··· MATERIAL ···

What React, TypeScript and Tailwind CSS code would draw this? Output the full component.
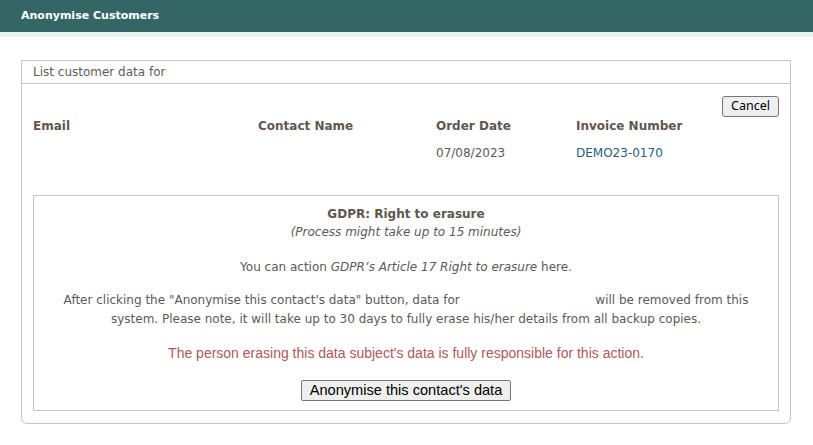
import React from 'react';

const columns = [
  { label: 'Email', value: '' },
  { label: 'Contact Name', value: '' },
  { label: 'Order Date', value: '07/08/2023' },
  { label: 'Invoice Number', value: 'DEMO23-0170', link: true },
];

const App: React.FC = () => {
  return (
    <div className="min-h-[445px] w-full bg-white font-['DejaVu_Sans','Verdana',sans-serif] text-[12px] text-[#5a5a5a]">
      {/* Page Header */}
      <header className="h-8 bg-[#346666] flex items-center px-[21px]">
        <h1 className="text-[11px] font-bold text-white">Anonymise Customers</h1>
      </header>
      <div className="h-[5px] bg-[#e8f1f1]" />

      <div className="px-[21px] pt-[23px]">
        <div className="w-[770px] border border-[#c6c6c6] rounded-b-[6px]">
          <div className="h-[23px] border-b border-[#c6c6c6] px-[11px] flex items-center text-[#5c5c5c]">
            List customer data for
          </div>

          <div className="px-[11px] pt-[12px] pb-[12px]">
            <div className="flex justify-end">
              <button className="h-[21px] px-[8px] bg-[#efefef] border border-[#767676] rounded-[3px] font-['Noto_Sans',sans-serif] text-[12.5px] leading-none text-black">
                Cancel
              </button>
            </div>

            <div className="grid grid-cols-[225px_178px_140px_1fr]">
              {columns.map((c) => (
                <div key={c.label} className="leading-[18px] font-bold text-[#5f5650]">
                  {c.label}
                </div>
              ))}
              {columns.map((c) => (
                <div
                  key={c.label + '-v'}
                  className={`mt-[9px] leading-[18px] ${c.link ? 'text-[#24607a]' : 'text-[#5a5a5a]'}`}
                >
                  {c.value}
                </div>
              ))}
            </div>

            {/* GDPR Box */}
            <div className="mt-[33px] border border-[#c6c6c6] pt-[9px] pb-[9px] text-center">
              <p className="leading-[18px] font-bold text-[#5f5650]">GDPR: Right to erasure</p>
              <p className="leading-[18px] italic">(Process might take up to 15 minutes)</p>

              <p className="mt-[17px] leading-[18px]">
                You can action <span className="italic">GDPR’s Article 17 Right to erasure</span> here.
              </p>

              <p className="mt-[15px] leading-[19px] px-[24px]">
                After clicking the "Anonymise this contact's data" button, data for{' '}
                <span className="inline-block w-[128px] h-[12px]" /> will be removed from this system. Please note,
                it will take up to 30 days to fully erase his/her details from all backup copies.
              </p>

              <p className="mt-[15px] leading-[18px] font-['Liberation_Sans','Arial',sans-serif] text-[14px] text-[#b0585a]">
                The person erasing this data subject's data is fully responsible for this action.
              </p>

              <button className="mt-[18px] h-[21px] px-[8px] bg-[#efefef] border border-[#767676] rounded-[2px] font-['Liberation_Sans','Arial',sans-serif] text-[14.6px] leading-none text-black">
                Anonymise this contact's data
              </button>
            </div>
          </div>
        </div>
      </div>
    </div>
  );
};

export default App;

···
··· MATERIAL ···

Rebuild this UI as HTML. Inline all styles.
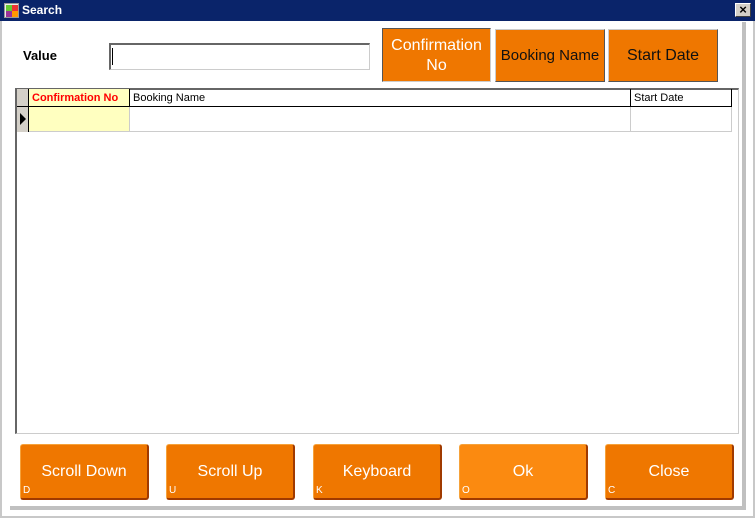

···
··· MATERIAL ···

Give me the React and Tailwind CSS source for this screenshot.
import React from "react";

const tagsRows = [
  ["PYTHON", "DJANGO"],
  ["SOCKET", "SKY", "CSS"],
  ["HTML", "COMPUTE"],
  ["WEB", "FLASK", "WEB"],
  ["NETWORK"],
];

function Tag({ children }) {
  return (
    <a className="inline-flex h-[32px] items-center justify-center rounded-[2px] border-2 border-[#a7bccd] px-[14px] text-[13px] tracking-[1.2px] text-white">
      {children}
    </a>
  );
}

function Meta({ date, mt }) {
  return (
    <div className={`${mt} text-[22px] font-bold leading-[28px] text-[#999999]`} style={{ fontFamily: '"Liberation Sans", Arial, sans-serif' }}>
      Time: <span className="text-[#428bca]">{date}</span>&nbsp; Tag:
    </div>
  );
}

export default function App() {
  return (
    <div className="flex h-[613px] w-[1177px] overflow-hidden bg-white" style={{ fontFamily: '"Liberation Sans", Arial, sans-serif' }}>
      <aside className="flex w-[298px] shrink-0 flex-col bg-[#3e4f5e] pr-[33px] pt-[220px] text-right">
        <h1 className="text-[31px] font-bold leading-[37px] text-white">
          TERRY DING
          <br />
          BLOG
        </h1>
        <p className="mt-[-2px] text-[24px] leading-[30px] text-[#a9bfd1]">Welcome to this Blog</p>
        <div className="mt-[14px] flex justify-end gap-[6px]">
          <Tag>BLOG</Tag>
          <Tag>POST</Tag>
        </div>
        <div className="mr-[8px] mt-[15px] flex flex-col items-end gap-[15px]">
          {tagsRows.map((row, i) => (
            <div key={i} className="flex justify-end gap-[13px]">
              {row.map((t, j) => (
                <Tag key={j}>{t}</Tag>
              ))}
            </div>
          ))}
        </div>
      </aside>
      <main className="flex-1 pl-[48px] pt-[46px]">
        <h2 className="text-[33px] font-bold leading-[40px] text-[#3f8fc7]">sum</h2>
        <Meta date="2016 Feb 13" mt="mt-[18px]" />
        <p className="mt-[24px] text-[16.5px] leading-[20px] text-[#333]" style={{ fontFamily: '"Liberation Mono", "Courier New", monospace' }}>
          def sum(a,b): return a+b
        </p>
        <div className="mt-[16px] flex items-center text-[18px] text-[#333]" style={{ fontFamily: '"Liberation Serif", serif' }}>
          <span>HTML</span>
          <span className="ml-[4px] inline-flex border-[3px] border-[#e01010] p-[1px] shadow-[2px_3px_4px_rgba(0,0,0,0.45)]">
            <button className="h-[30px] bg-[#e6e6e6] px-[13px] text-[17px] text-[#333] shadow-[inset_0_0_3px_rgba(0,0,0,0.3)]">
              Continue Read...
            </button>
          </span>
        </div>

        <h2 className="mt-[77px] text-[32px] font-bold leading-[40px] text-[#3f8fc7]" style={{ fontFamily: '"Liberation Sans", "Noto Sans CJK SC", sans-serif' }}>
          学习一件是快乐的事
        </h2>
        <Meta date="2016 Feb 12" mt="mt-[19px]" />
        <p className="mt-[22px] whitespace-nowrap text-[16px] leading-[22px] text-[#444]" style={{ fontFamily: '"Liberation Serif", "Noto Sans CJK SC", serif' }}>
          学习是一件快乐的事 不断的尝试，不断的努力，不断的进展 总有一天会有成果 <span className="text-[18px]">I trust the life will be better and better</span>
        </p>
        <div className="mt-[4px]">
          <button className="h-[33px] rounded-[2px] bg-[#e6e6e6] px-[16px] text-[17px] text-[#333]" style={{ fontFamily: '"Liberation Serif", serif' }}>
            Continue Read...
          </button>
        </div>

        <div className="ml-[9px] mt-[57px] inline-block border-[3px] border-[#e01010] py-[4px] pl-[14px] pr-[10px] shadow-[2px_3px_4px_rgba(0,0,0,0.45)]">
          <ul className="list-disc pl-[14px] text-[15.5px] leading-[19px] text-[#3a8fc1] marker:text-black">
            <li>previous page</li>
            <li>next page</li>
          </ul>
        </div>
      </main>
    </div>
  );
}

···

== PROBLEM DESCRIPTION ==
Copy out every line that includes the word "Tailwind".

== EXERCISE RESULT ==
What React, TypeScript and Tailwind CSS code would draw this? Output the full component.
Give me the React and Tailwind CSS source for this screenshot.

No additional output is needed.